Maria – Frente a essas possíveis ações do governo para diminuir a emissão de CO2, um dos grandes desafios para o Brasil é conter o aumento das queimadas. Um dos maiores desafios do MMA, e que interfere diretamente na questão das mudanças climáticas, é o desmatamento. Quando olhamos para os biomas, especialmente para a Amazônia, o desmatamento tem um papel preponderante nas emissões brasileiras. A Amazônia sozinha representa 77% das nossas emissões no setor de mudança de uso da terra. Essas emissões, 92% estão diretamente associadas a alterações de uso da terra, que transformam a floresta em agropecuária. Então, de fato, combater o desmatamento é a maneira mais barata e eficiente de reduzirmos as emissões brasileiras de gases de efeito estufa. No setor industrial, algumas empresas estão se adequando as normas mais “amigas do meio ambiente” com programas de tecnologias limpas, mas ainda temos um longo caminho a percorrer.

CIDADÃO PODE COLABORAR

A solução para as alterações climáticas não depende apenas de grandes pactos internacionais ou dos governos de cada país, é preciso mudar os hábitos e costumes no dia a dia. “É claro que uma pessoa só não faz a diferença, mas o conjunto faz. Pequenas mudanças no nosso cotidiano podem ajudar”, afirma Maria Angélica.

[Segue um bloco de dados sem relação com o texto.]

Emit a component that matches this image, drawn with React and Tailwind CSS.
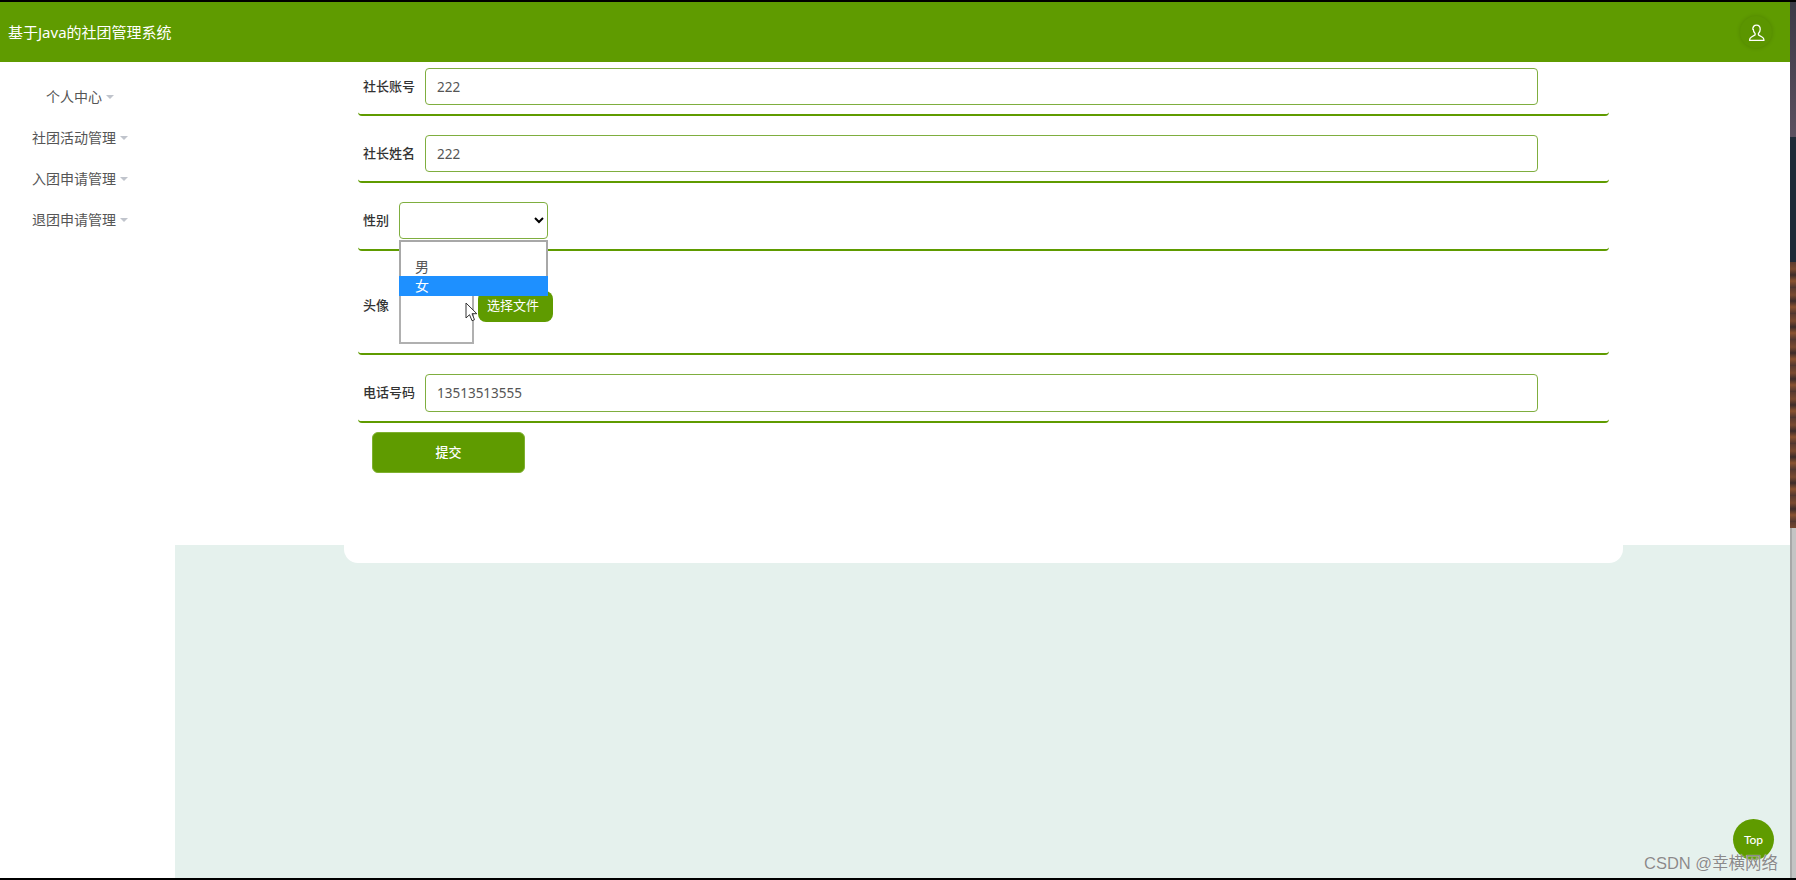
import React from 'react'

const font = "font-['Noto_Sans','Noto_Sans_CJK_SC',sans-serif]"

const navItems = ['个人中心', '社团活动管理', '入团申请管理', '退团申请管理']

const FieldRow = ({ label, value, first, last }) => (
  <div className={`flex items-center gap-[10px] pl-[5px] rounded-[4px] border-b-2 border-[#5f9b00] ${first ? 'pt-[6px]' : 'pt-[19px]'} ${last ? 'pb-[9px]' : 'pb-[9px]'}`}>
    <label className="text-[13px] font-medium text-[#333]">{label}</label>
    <input
      defaultValue={value}
      className={`w-[1113px] px-[11px] rounded-[4px] border border-[#7fae3f] bg-white text-[13.5px] text-[#555] outline-none ${last ? 'h-[38px]' : 'h-[37px]'}`}
    />
  </div>
)

const App = () => {
  return (
    <div className={`${font} relative w-[1796px] h-[880px] overflow-hidden flex flex-col bg-black py-[2px]`}>
      <div className="flex flex-1 min-h-0">
        <div className="relative w-[1790px] flex flex-col">
          {/* header */}
          <header className="h-[60px] shrink-0 bg-[#5f9b00] flex items-center justify-between pl-[8px] pr-[18px]">
            <div className="text-[15px] text-white">基于Java的社团管理系统</div>
            <div className="w-[32px] h-[32px] rounded-full bg-[#5b9500] shadow-[0_0_4px_rgba(0,0,0,0.15)] flex items-center justify-center">
              <svg width="17" height="17" viewBox="0 0 16 16" fill="none" stroke="#fff" strokeWidth="1.2" strokeLinejoin="round">
                <path d="M4.500 5c0-2.400 1.500-4 3.500-4s3.500 1.600 3.500 4c0 1.800-.7 3.200-1.700 4v1.200l3.400 2c1 .6 1.800 1.300 1.800 2.800v.5H1.500v-.5c0-1.500.8-2.200 1.800-2.800l3.400-2V9c-1-.8-1.700-2.200-1.700-4z" />
              </svg>
            </div>
          </header>

          <div className="flex flex-1 min-h-0">
            {/* sidebar */}
            <aside className="w-[175px] shrink-0 bg-white pt-[14px]">
              <nav className="w-[160px]">
                {navItems.map((item) => (
                  <div key={item} className="h-[41px] flex items-center justify-center gap-[4px] text-[14px] text-[#555]">
                    <span>{item}</span>
                    <span className="w-0 h-0 border-x-[4px] border-x-transparent border-t-[4px] border-t-[#c0c4cc]" />
                  </div>
                ))}
              </nav>
            </aside>

            {/* content */}
            <main className="flex-1 bg-[linear-gradient(#ffffff_483px,#e5f1ed_483px)]">
              <div className="ml-[169px] w-[1279px] h-[501px] bg-white rounded-b-[14px] px-[14px]">
                <FieldRow label="社长账号" value="222" first />
                <FieldRow label="社长姓名" value="222" />

                <div className="flex items-center gap-[10px] pl-[5px] pt-[19px] pb-[10px] rounded-[4px] border-b-2 border-[#5f9b00]">
                  <label className="text-[13px] font-medium text-[#333]">性别</label>
                  <div className="relative">
                    <select className="block w-[149px] h-[37px] rounded-[4px] border border-[#7fae3f] bg-white text-[14px] outline-none">
                      <option></option>
                      <option>男</option>
                      <option>女</option>
                    </select>
                    {/* open select popup with the stale box below it */}
                    <div className="absolute left-0 top-[38px] w-[75px] h-[104px] border-2 border-[#b0b0b0] bg-white z-10" />
                    <div className="absolute left-0 top-[38px] w-[149px] h-[56px] border-x-2 border-t-2 border-[#a8a8a8] bg-white z-10 text-[14px] text-[#555] pt-[16px]">
                      <div className="h-[18px] pl-[14px] leading-[18px]">男</div>
                      <div className="h-[20px] -mx-[2px] pl-[16px] leading-[20px] bg-[#1e90ff] text-white">女</div>
                    </div>
                  </div>
                </div>

                <div className="h-[104px] pt-[8px] flex items-center pl-[5px] rounded-[4px] border-b-2 border-[#5f9b00]">
                  <label className="w-[36px] text-[13px] font-medium text-[#333]">头像</label>
                  <div className="w-[79px] shrink-0" />
                  <button className="w-[75px] h-[31px] rounded-[8px] bg-[#5f9b00] text-white text-[13px] pl-[9px] text-left">选择文件</button>
                </div>

                <FieldRow label="电话号码" value="13513513555" last />

                <button className="mt-[9px] ml-[14px] w-[153px] h-[41px] rounded-[6px] border border-[#7fb030] bg-[#5f9b00] text-white text-[13px] font-medium">
                  提交
                </button>
              </div>
            </main>
          </div>

          {/* mouse cursor */}
          <svg className="absolute left-[465px] top-[300px] z-20" width="13" height="20" viewBox="0 0 13 20">
            <path d="M1 1v15l3.500-3.300 2.500 6 2.500-1-2.500-6h4.800z" fill="#fff" stroke="#333" strokeWidth="1" strokeLinejoin="round" />
          </svg>

          <button className="absolute left-[1733px] top-[817px] w-[41px] h-[41px] rounded-full bg-[#5f9b00] text-white text-[12px] font-medium font-['Lato',sans-serif]">
            Top
          </button>
          <div className="absolute left-[1644px] top-[849px] text-[16.5px] leading-[24px] whitespace-nowrap text-[#8a8a8a] font-['Liberation_Sans','Noto_Sans_CJK_SC',sans-serif] [text-shadow:0_0_1px_#fff]">
            CSDN @幸横网络
          </div>
        </div>

        {/* sliver of the desktop behind the window */}
        <div className="w-[6px] flex flex-col">
          <div className="h-[135px] bg-[linear-gradient(#3b3a46,#5c5060)]" />
          <div className="h-[125px] bg-[#1f2a38]" />
          <div className="h-[266px] bg-[repeating-linear-gradient(#5a3b30_0px,#7a4a30_7px,#3d2c2a_13px,#8a5230_19px,#4d3530_26px)]" />
          <div className="flex-1 bg-[#c4c4c4] border-l-2 border-[#a8a8a8]" />
        </div>
      </div>
    </div>
  )
}

export default App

• Evite o uso do plástico.

• Busque formas alternativas aos combustíveis fósseis.

• Mude o meio de transporte – deixe o carro em casa e caminhe ou pedale sempre que possível.

• Se a distância for muito grande, opte pelo transporte público.

• Controle do consumo de água e energia – apagar a luz quando sair do quarto, fechar a torneira enquanto escova os dentes.

• Consuma produtos sustentáveis e de origem local – além de estimular a economia local, o consumo de produtos locais reduz as emissões de carbono gastas no transporte dos produtos.

• Plante árvores e ajude a restaurar áreas degradadas. As árvores ajudam a sequestrar o carbono emitido pelas indústrias. As áreas verdes são muito importantes para reduzir as temperaturas máximas. As árvores trazem sombra e frescor ao ambiente próximo a elas, sem gasto de energia (como ocorre com um ventilador ou ar condicionado).

• Reduza a geração de resíduos e estimule medidas de reciclagem. Estas ações diminuem a poluição e a emissão de gás metano, muito comum em áreas de aterros sanitários.

• Faça compostagem do lixo orgânico, separe o lixo reciclável e dê destino correto a pilhas, remédios, eletrônicos, etc.

SAIBA MAIS

• O Brasil é o único país que fabrica automóveis flex, ou seja, que funcionam com álcool ou gasolina. O álcool é menos poluente do que a gasolina, dê preferência a esse combustível.

• No Brasil, 58% das emissões de gases de efeito estufa são provenientes de queimadas e desmatamento.

• Desde 1950 vimos que os El Niño e os La Niña mantiveram a frequência, mas aumentaram intensidades e efeitos. É uma combinação preocupante, porque a mudança climática mais essas variabilidades naturais se combinam e podemos ter eventos extremos.